Elder Stow had to think, and everyone allowed him the time without interrupting. “I am not sure what is safe to say,” he said, softly, and looked at Ibelam who betrayed nothing on his face. “But I believe it would betray no future to tell you the humanoids have no invisibility. Their ship is built of the right composite materials and designed to cause your simple radar-like long range scanners to slip right over them, as if they are not there. Their stealth design is well done; perhaps even impressive. But they do not have even a glamour of invisibility. I believe I can help you there, but as for what makes a robot into a living being…” He shook his head, his face filled with uncertainty. Everyone understood. It was not his decision, and the Kairos already gave all he could.

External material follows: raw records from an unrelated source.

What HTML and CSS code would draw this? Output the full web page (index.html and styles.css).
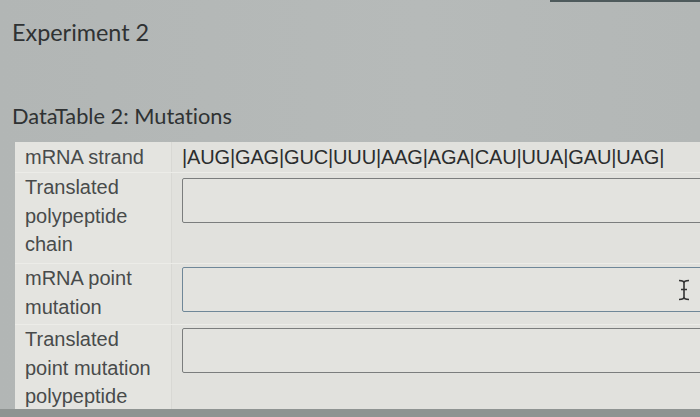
FILE: index.html
```html
<!DOCTYPE html>
<html>
<head>
<meta charset="utf-8">
<link rel="stylesheet" href="styles.css">
</head>
<body>
<div class="screen">
  <div class="topstrip"></div>
  <h1 class="title">Experiment 2</h1>
  <h2 class="subtitle">DataTable 2: Mutations</h2>
  <div class="table">
    <div class="row r1">
      <div class="label">mRNA strand</div>
      <div class="value"><span class="seq">|AUG|GAG|GUC|UUU|AAG|AGA|CAU|UUA|GAU|UAG|</span></div>
    </div>
    <div class="row r2">
      <div class="label">Translated<br>polypeptide<br>chain</div>
      <div class="value"><div class="box"></div></div>
    </div>
    <div class="row r3">
      <div class="label">mRNA point<br>mutation</div>
      <div class="value"><div class="box focus"></div></div>
    </div>
    <div class="row r4">
      <div class="label">Translated<br>point mutation<br>polypeptide</div>
      <div class="value"><div class="box"></div></div>
    </div>
  </div>
  <div class="bottomband"></div>
  <svg class="ibeam" width="14" height="22" viewBox="0 0 14 22">
    <path d="M2 1.5 Q7 1.5 7 4 Q7 1.5 12 1.5 M7 4 V18 M4 10.5 H10 M2 20.5 Q7 20.5 7 18 Q7 20.5 12 20.5" fill="none" stroke="#333" stroke-width="1.6"/>
  </svg>
</div>
</body>
</html>
```
FILE: styles.css
```css
html, body {
  margin: 0;
  padding: 0;
}
body {
  background: #b3b7b6;
  width: 700px;
  height: 417px;
  overflow: hidden;
}
.screen {
  position: relative;
  width: 700px;
  height: 417px;
  display: flex;
  flex-direction: column;
  background: linear-gradient(90deg, #b2b6b5 0%, #b6bab9 60%, #b3b7b6 100%);
}
.topstrip {
  position: absolute;
  top: 0;
  right: 0;
  width: 150px;
  height: 2px;
  background: #4e5a5c;
}
.title {
  margin: 18px 0 0 12px;
  font-family: Lato, "Open Sans", sans-serif;
  font-weight: 400;
  font-size: 23.4px;
  line-height: 28px;
  color: #2f3233;
  font-variant-ligatures: none;
}
.subtitle {
  margin: 57px 0 0 12px;
  font-family: Lato, "Open Sans", sans-serif;
  font-weight: 400;
  font-size: 21.8px;
  line-height: 26px;
  color: #2f3233;
  font-variant-ligatures: none;
}
.table {
  margin: 13px 0 0 15px;
  width: 720px;
  background: #e2e2de;
  display: flex;
  flex-direction: column;
  font-family: "Liberation Sans", Arial, sans-serif;
}
.row {
  display: grid;
  grid-template-columns: 157px 1fr;
  border-top: 1px solid #ecece8;
}
.row:first-child {
  border-top: none;
}
.r1 { height: 30px; }
.r2 { height: 90px; }
.r3 { height: 60px; }
.r4 { height: 84px; }
.label {
  padding-left: 10px;
  font-size: 20px;
  line-height: 28.5px;
  color: #484b4b;
  background: #e4e4e0;
  border-right: 1px solid #d8d8d4;
}
.r1 .label {
  line-height: 30px;
}
.value {
  padding: 0 0 0 10px;
  background: #e1e1dd;
}
.seq {
  display: block;
  font-size: 20px;
  line-height: 30px;
  color: #2b2d2e;
  letter-spacing: -0.15px;
}
.box {
  margin-top: 5px;
  height: 43px;
  border: 1px solid #7b7d7d;
  border-radius: 2px;
  background: #e3e3df;
}
.r3 .box {
  margin-top: 3px;
  border-color: #6f8798;
}
.r4 .box {
  margin-top: 3px;
}
.bottomband {
  flex: 1;
  background: #8f9492;
}
.ibeam {
  position: absolute;
  left: 677px;
  top: 279px;
}
```
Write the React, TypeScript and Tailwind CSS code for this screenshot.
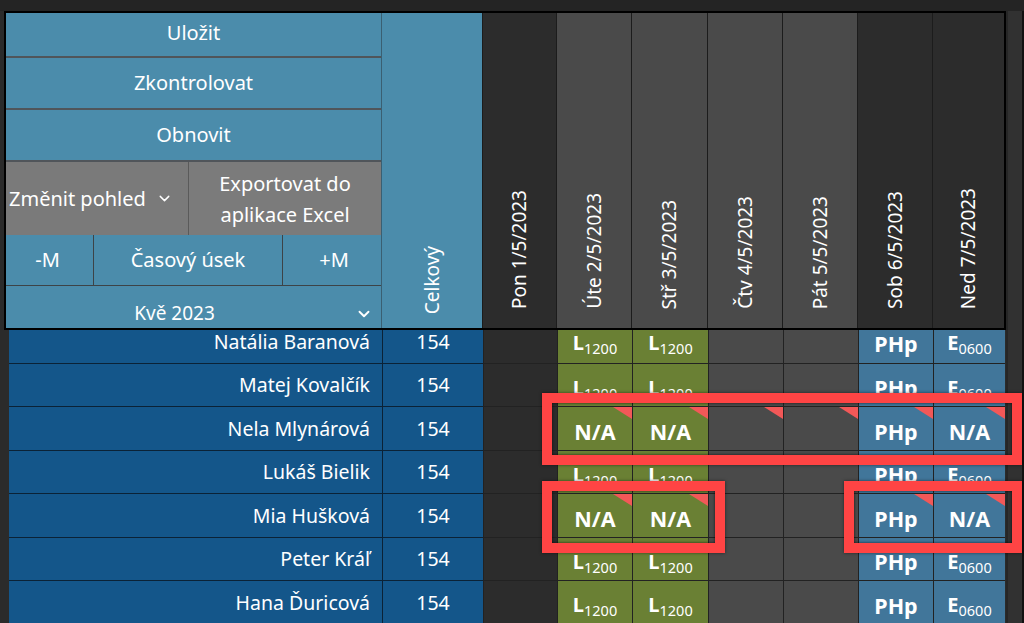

Several hours later, Elder Stow, Boston, Katie, Artie, and Captain Korman came from the ship with news that they now had the means to detect humanoid ships in deep space. The one on the ground had also been found. They discovered Ibelam got the people to start partying without them. They had a big bonfire with plenty of game cooking away, and Ibelam told stories of his adventures.
Lincoln commented. “No one in our century would believe a word of it. I would not believe the stories myself except for two things. First, we are talking about the Kairos. As Lockhart said, he sits at the center of the hurricane while everything else swirls around him. Second, we have four eyewitnesses here who have more or less confirmed the stories, no matter how strange they sound. And, trust me, some have sounded pretty wild.”
“Never underestimate the veracity of four eyewitnesses,” Alexis agreed.
Decker came back from visiting the perimeter where android soldiers were keeping a sharp eye out for any humanoids or skeletons that might be headed their way. He interrupted. “Anybody ever figure out where that Muhamed guy went?”
“We found the guy running from skeletons,” Boston blurted out.
Alexis took up the explanation. “He seemed grateful. He thanked Allah and the Holy Prophet for being saved. He only had a scrape from a skeleton spear. Otherwise, he seemed in fine shape.”
“I guess he ran away when the soldiers attacked us,” Elder Stow said, and Sukki nodded.
“We should have made more effort to find him,” Decker said, still thinking about not leaving people behind.
“I figure he is native,” Lockhart said. “I imagine he knows where he is going.”
“Wait.” Katie interrupted. “He thanked Allah and the Holy Prophet for being saved?”
“Yeah,” Boston confirmed. “So?”
“I told you, Allah’s holy prophet won’t be born for another fourteen or fifteen hundred years.”
Everyone got quiet. Ibelam finally said it. “So, your Muhamed is from the future.”
“He said he was a chemist from Medina,” Boston remembered.
“Probably a pharmacist. Maybe from Mecca,” Alexis suggested. “Someone who could make the life elixir.”
“Probably from our century,” Lincoln added.
“Probably the necromancer,” Elder Stow said it.
“Had to be,” Decker agreed, as the call came that there were some skeletons coming. Some must have survived getting through the humanoid line.
Lockhart said, “Damn.” Lincoln looked at Ibelam and wondered why he doubted the truth of any of Ibelam’s stories. Ibelam just laughed.